2. Kick the Project Off Right

The project kickoff is where the rubber meets the road for the first real-time on the project. It is critical that it is well planned, well-executed, and well documented…and those responsibilities fall to the project manager every time. Executives and supervisors will be in attendance, but they are there to show the customer they are interested in the project and that the customer is important…nothing more. The project manager is in charge from this point forward and how you set expectations and explain to the customer how you intend to run the project will either put the project on the right path or it won’t. You don’t get a second chance on the kickoff. Be confident, take charge, make good decisions, and above all be professional.

3. Make Time for Planning

There is more to planning, of course, than just a project plan. Requirements must be defined, project schedules set and reset, resource plans and forecasts put into place, budget plans and forecasts executed and revised weekly, and the planning documents that lay the groundwork for how the project team manages the engagement and communicates and handles risks and issues that must also be created, reviewed and approved. This is especially true for large projects – whether large means high profile, long, or costly…or all three. The key is to not skim over this portion even though certain higher powers may be pushing for evidence of forward momentum and task completion. Failure to plan is planning to fail. Don’t be afraid to slow things down and return to planning if you feel the project is missing pieces. Requirements must be complete and detailed before progressing on to the next phase…or rework and budget overruns are almost a certainty.

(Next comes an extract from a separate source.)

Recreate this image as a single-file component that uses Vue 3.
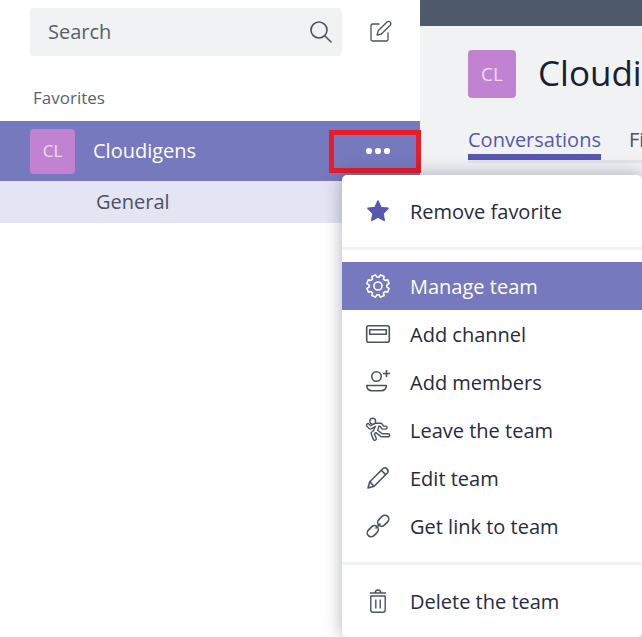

4. Execute with Best Practices

Best practices can mean different things to different people, different project managers, different customers and different organizations. Essentially, they are what helps a project manager effectively and efficiently manage the engagement while equipping him to do the best he can to bring home a successful project with a satisfied customer. Whatever you or your organization choose as key best practices, make sure that they can be easily implemented and followed so that your team of project managers can utilize them on every project going forward.

5. Make Testing a High Priority

Testing is critical. User acceptance testing (UAT) is an absolute necessity. And even though most customers are not well prepared for UAT and the delivery team knows the project solution inside and out, refrain from the urge to skim over this part or to do the testing for the client. You can help them prepare for it, help them put together test cases, etc., but don’t do it for them. You need their approval that the system has been thoroughly tested by them and that they do, indeed, accept it.

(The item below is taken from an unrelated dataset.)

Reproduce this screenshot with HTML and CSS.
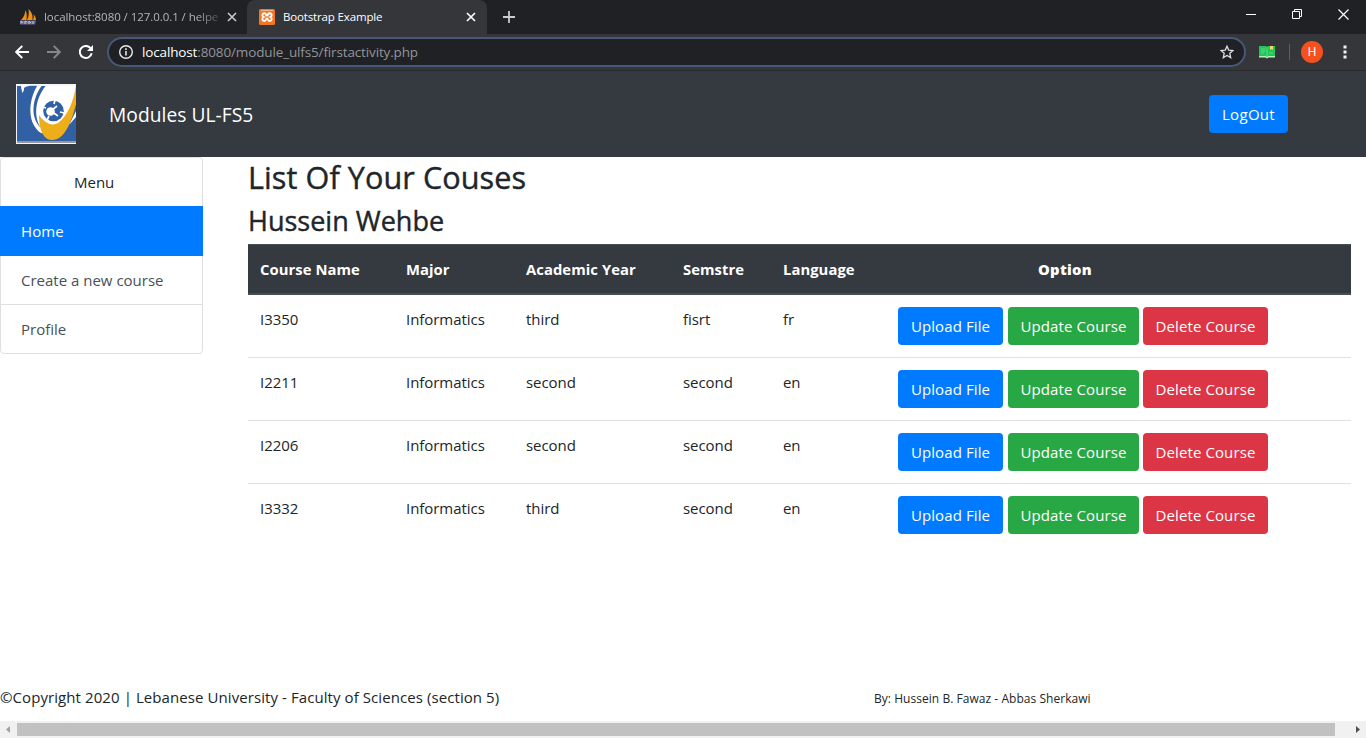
FILE: index.html
```
<!DOCTYPE html>
<html lang="en">
<head>
<meta charset="utf-8">
<title>Bootstrap Example</title>
<link rel="stylesheet" href="styles.css">
</head>
<body>
<div class="tabs">
  <div class="tab tab-back">
    <svg class="fav" width="18" height="16" viewBox="0 0 18 16"><path d="M2 11C5 8 6 5 6.500 1C8 4 8 8 7.500 11ZM8 11C10 7 10 4 9.500 0C13 3 14 7 13.500 11ZM14 11C15 9 15 7 14.500 5C16 7 17 9 17 11Z" fill="#f29111"/><path d="M1 11.500H17L16 15.500H1Z" fill="#686b91"/><path d="M2 14.500V12L4 13.500M6 15V12L8 13M10 15V12L12 14M14 12V15" stroke="#c3c4d8" fill="none"/></svg>
    <span class="tab-name fade">localhost:8080 / 127.0.0.1 / helpe</span>
    <svg class="close" width="10" height="10" viewBox="0 0 10 10"><path d="M1 1L9 9M9 1L1 9" stroke="#c4c7ca" stroke-width="1.700"/></svg>
  </div>
  <div class="tab tab-on">
    <svg class="fav" width="16" height="16" viewBox="0 0 16 16"><rect width="16" height="16" rx="1.500" fill="#f37623"/><path d="M2 1.500H14" stroke="#f9b183"/><path d="M5.500 4.200C3 4.200 2.500 7 4.700 8C2.500 9 3 12 5.500 12C7.500 12 6.700 9.500 8 9.500S8.500 12 10.500 12C13 12 13.500 9 11.300 8C13.500 7 13 4.200 10.500 4.200C8.500 4.200 9.300 6.600 8 6.600S7.500 4.200 5.500 4.200Z" fill="none" stroke="#fff" stroke-width="1.900"/></svg>
    <span class="tab-name">Bootstrap Example</span>
    <svg class="close" width="10" height="10" viewBox="0 0 10 10"><path d="M1 1L9 9M9 1L1 9" stroke="#fff" stroke-width="1.700"/></svg>
  </div>
  <svg class="plus" width="12" height="12" viewBox="0 0 12 12"><path d="M6 0V12M0 6H12" stroke="#c9ccd0" stroke-width="1.800"/></svg>
  <div class="win">
    <svg width="10" height="10" viewBox="0 0 10 10"><path d="M0 5.500H10" stroke="#fff"/></svg>
    <svg width="10" height="10" viewBox="0 0 10 10"><path d="M.5 2.500H7.500V9.500H.5ZM2.500 2.500V.5H9.500V7.500H7.500" fill="none" stroke="#fff"/></svg>
    <svg width="11" height="11" viewBox="0 0 11 11"><path d="M.5.5L10.500 10.500M10.500.5L.5 10.500" stroke="#fff" stroke-width="1.200"/></svg>
  </div>
</div>
<div class="toolbar">
  <svg width="14" height="14" viewBox="0 0 14 14"><path d="M14 7H1.500M7.300 .8L1.200 7L7.300 13.200" fill="none" stroke="#fff" stroke-width="1.900"/></svg>
  <svg width="14" height="14" viewBox="0 0 14 14"><path d="M0 7H12.500M6.700 .8L12.800 7L6.700 13.200" fill="none" stroke="#85878a" stroke-width="1.900"/></svg>
  <svg width="14" height="14" viewBox="0 0 14 14"><path d="M12.700 8.300A6 6 0 1 1 11.300 2.900L12.500 4" fill="none" stroke="#fff" stroke-width="2"/><path d="M14 0V6H8Z" fill="#fff"/></svg>
  <div class="address">
    <svg width="14" height="14" viewBox="0 0 14 14"><circle cx="7" cy="7" r="6.300" fill="none" stroke="#e8eaed" stroke-width="1.400"/><path d="M7 6V10.600M7 3.300V4.900" stroke="#e8eaed" stroke-width="1.600"/></svg>
    <span class="url"><b>localhost</b>:8080/module_ulfs5/firstactivity.php</span>
    <svg width="14" height="14" viewBox="0 0 14 14"><path d="M7 1.200L8.700 5.100L13 5.500L9.800 8.300L10.700 12.600L7 10.400L3.300 12.600L4.200 8.300L1 5.500L5.300 5.100Z" fill="none" stroke="#dcdee0" stroke-width="1.300"/></svg>
  </div>
  <svg class="book" width="16" height="14" viewBox="0 0 16 14"><path d="M0 1H7L8 2L9 1H16V12H9L8 13L7 12H0Z" fill="#1fc659"/><path d="M0 11H7L8 12L9 11H16V12.500H9.500L8 13.500L6.500 12.500H0Z" fill="#b9edb9"/><path d="M8 2V11.500M2 4H6M2 6H6M2 8H5M10 8H14" stroke="#78e494" stroke-width=".7"/><path d="M11 1H14V5L12.500 4L11 5Z" fill="#f8d568"/></svg>
  <i class="sep"></i>
  <span class="avatar">H</span>
  <svg class="dots" width="4" height="14" viewBox="0 0 4 14"><path d="M.5 .5H3.500V3.500H.5ZM.5 5.500H3.500V8.500H.5ZM.5 10.500H3.500V13.500H.5Z" fill="#f1f3f4"/></svg>
</div>
<header class="navbar">
  <svg class="logo" width="60" height="60" viewBox="0 0 60 60">
    <rect width="60" height="60" fill="#f4f5f7"/>
    <path d="M1 2H60V57H1Z" fill="#3260a5"/>
    <path d="M5 1H20V2C13 2 9 4 6.500 9C5.500 6 5 4 5 1Z" fill="#fff"/>
    <path d="M8 4C12 1 17 2 23 2L17 20H7Z" fill="#3260a5"/>
    <path d="M21 2H60V30L40 52L25 49C11 40 12 17 21 2Z" fill="#fff"/>
    <path d="M25.500 2H29.500C18 17 18 34 25 44C14 34 16 15 25.500 2Z" fill="#3260a5"/>
    <path d="M60 20V57H30Z" fill="#3260a5"/>
    <path d="M60 33L53 41L57 33L60 27Z" fill="#fff"/>
    <path d="M60 1C58 17 51 33 42 39C35 43 28 38 23 31C23 45 27 56 36 56C48 56 55 40 60 20Z" fill="#edae19"/>
    <circle cx="37.500" cy="27" r="10.300" fill="#3260a5"/>
    <path d="M27 23L30 24M39 16L38 20M48 29L44 28M31 36L33 32M35 27L41 22M35 27L42 32" stroke="#fff" stroke-width="1.700"/>
    <circle cx="34.500" cy="27.500" r="4.300" fill="#fff"/>
    <path d="M1 58H60" stroke="#77797f" stroke-width="1.500"/>
  </svg>
  <span class="brand">Modules UL-FS5</span>
  <a class="btn primary logout">LogOut</a>
</header>
<div class="main">
  <nav class="menu">
    <div class="item menu-title">Menu</div>
    <a class="item active">Home</a>
    <a class="item">Create a new course</a>
    <a class="item last">Profile</a>
  </nav>
  <main class="content">
    <h2>List Of Your Couses</h2>
    <h3>Hussein Wehbe</h3>
    <table>
      <colgroup><col class="c1"><col class="c2"><col class="c3"><col class="c4"><col class="c5"><col class="c6"></colgroup>
      <thead><tr><th>Course Name</th><th>Major</th><th>Academic Year</th><th>Semstre</th><th>Language</th><th class="option">Option</th></tr></thead>
      <tbody>
        <tr><td>I3350</td><td>Informatics</td><td>third</td><td>fisrt</td><td>fr</td><td><div class="actions"><a class="btn primary upload">Upload File</a><a class="btn success update">Update Course</a><a class="btn danger delete">Delete Course</a></div></td></tr>
        <tr><td>I2211</td><td>Informatics</td><td>second</td><td>second</td><td>en</td><td><div class="actions"><a class="btn primary upload">Upload File</a><a class="btn success update">Update Course</a><a class="btn danger delete">Delete Course</a></div></td></tr>
        <tr><td>I2206</td><td>Informatics</td><td>second</td><td>second</td><td>en</td><td><div class="actions"><a class="btn primary upload">Upload File</a><a class="btn success update">Update Course</a><a class="btn danger delete">Delete Course</a></div></td></tr>
        <tr><td>I3332</td><td>Informatics</td><td>third</td><td>second</td><td>en</td><td><div class="actions"><a class="btn primary upload">Upload File</a><a class="btn success update">Update Course</a><a class="btn danger delete">Delete Course</a></div></td></tr>
      </tbody>
    </table>
  </main>
</div>
<footer class="footer">
  <span class="copy">©Copyright 2020 | Lebanese University - Faculty of Sciences (section 5)</span>
  <span class="by">By: Hussein B. Fawaz - Abbas Sherkawi</span>
</footer>
<div class="scroll">
  <svg width="17" height="17" viewBox="0 0 17 17"><path d="M10 5V12L6 8.500Z" fill="#a3a3a3"/></svg>
  <div class="thumb"></div>
  <svg width="17" height="17" viewBox="0 0 17 17"><path d="M7 5V12L11 8.500Z" fill="#505050"/></svg>
</div>
</body>
</html>
```
FILE: styles.css
```
* { box-sizing: border-box; }
body {
  margin: 0;
  width: 1366px;
  height: 738px;
  overflow: hidden;
  display: flex;
  flex-direction: column;
  background: #fff;
  color: #212529;
  font: 15px/24px "Open Sans", "Noto Sans", sans-serif;
  letter-spacing: 0.06px;
}
svg { display: block; flex: none; }
span, a, th, td { white-space: nowrap; }

.tabs { height: 34px; flex: none; display: flex; background: #202124; }
.tab { display: flex; align-items: center; height: 34px; font-size: 11.5px; line-height: 16px; letter-spacing: -0.15px; }
.tab-back { width: 247px; padding: 0 10px 0 19px; color: #b2b5b9; }
.tab-on { width: 240px; padding: 0 11px 0 12px; color: #fff; background: #35363a; border-radius: 8px 8px 0 0; }
.tab-back .tab-name { margin-left: 7px; font-size: 11.5px; letter-spacing: -0.06px; }
.tab-on .tab-name { margin-left: 8px; }
.fade { -webkit-mask-image: linear-gradient(90deg, #000 152px, transparent 182px); mask-image: linear-gradient(90deg, #000 152px, transparent 182px); }
.close { margin-left: auto; }
.plus { margin: 11px 0 0 16px; }
.win { margin: 9px 17px 0 auto; display: flex; gap: 36px; }

.toolbar { height: 37px; flex: none; display: flex; align-items: center; padding: 0 19px 1px 15px; background: #35363a; border-bottom: 1px solid #28292b; }
.toolbar > svg + svg { margin-left: 18px; }
.address { width: 1139px; height: 30px; margin-left: 14px; padding: 0 10px; display: flex; align-items: center; border: 2px solid #465978; border-radius: 15px; background: #202124; }
.url { margin: 0 auto 0 9px; font-size: 13.5px; letter-spacing: -0.14px; color: #929498; }
.url b { font-weight: 400; color: #fff; }
.toolbar .book { margin-left: 13px; }
.sep { width: 1px; height: 16px; margin-left: 14px; background: #5f6063; }
.avatar { width: 22px; height: 22px; margin-left: 11px; border-radius: 50%; background: #f4511e; color: #fff; font: 12px/22px Roboto, sans-serif; text-align: center; }
.toolbar .dots { margin-left: auto; }

.navbar { height: 86px; flex: none; display: flex; align-items: center; padding: 0 78px 0 16px; background: #343a40; }
.brand { margin: 2px auto 0 33px; color: #fff; font-size: 19.2px; line-height: 30px; letter-spacing: 0.05px; }
.btn { display: block; height: 38px; line-height: 38px; border-radius: 4px; color: #fff; text-align: center; }
.primary { background: #007bff; }
.success { background: #28a745; }
.danger { background: #dc3545; }
.logout { width: 79px; letter-spacing: 0.3px; }

.main { flex: 1; display: flex; align-items: flex-start; }
.menu { width: 203px; border: 1px solid #dfdfdf; border-radius: 4px; }
.item { display: block; height: 49px; padding: 0 20px; line-height: 48px; color: #495057; border-bottom: 1px solid #dfdfdf; letter-spacing: 0; }
.menu .menu-title { height: 48px; padding: 0 0 0 73px; line-height: 48px; color: #212529; border: 0; }
.menu .active { height: 50px; margin: 0 -1px; padding-left: 21px; line-height: 50px; background: #007bff; color: #fff; border: 0; letter-spacing: 0.1px; }
.menu .last { height: 48px; border: 0; line-height: 49px; }

.content { width: 1103px; margin-left: 45px; }
h2, h3 { margin: 0; font-weight: 500; white-space: nowrap; -webkit-text-stroke: 0.4px #212529; }
h2 { height: 46px; padding-top: 1px; font-size: 30.6px; line-height: 39px; letter-spacing: 0.08px; }
h3 { height: 41px; font-size: 27px; line-height: 35px; letter-spacing: 0; }
table { width: 1103px; table-layout: fixed; border-collapse: separate; border-spacing: 0; }
.c1 { width: 146px; }
.c2 { width: 120px; }
.c3 { width: 157px; }
.c4 { width: 100px; }
.c5 { width: 115px; }
.c6 { width: 465px; }
th { height: 51px; padding: 0 12px; background: #343a40; border-top: 1px solid #454d55; border-bottom: 2px solid #454d55; color: #fff; font-size: 14.8px; font-weight: 700; letter-spacing: 0.06px; text-align: left; }
th.option { padding-left: 152px; font-weight: 800; letter-spacing: 0.3px; }
td { height: 63px; padding: 12px; vertical-align: top; border-top: 1px solid #dee2e6; letter-spacing: -0.05px; }
tbody tr:first-child td { height: 62px; border-top: 0; }
.actions { display: flex; letter-spacing: 0.1px; }
.upload { width: 105px; margin-right: 5px; }
.update { width: 131px; margin-right: 4px; }
.delete { width: 125px; }

.footer { height: 36px; flex: none; display: flex; }
.copy { width: 874px; letter-spacing: 0.08px; }
.by { font-size: 12px; line-height: 27px; letter-spacing: 0.04px; }
.scroll { height: 17px; flex: none; display: flex; background: #f1f1f1; }
.thumb { width: 1318px; height: 13px; margin: 2px 14px 0 0; background: #c1c1c1; }
```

6. Run a Flawless Deployment

The title of this step is actually a little tongue in cheek. I’m not sure there has ever been a flawless deployment in the history of project management. At least I’ve never run one, experienced one or seen one from a distance. But, the final phase of any project will go a lot smoother if you take the time to create a project completion checklist.

Your project completion checklist should be tailored to your specific project. Each industry is going to have different things that need to be included in the checklist. Several items are really just follow-up to things that should have been agreed to long ago with the customer, such as “agree on level of follow-up support.” That was likely set in stone during kickoff or project planning sessions. Finally, always keep the project schedule and detailed tasks managed through deployment. If your project closure activities are massive – as they can sometimes be on government contracts, they may even warrant having their own, separate project schedule.

Following these six steps should firmly plant your feet on the path to project success. The rest is up to you!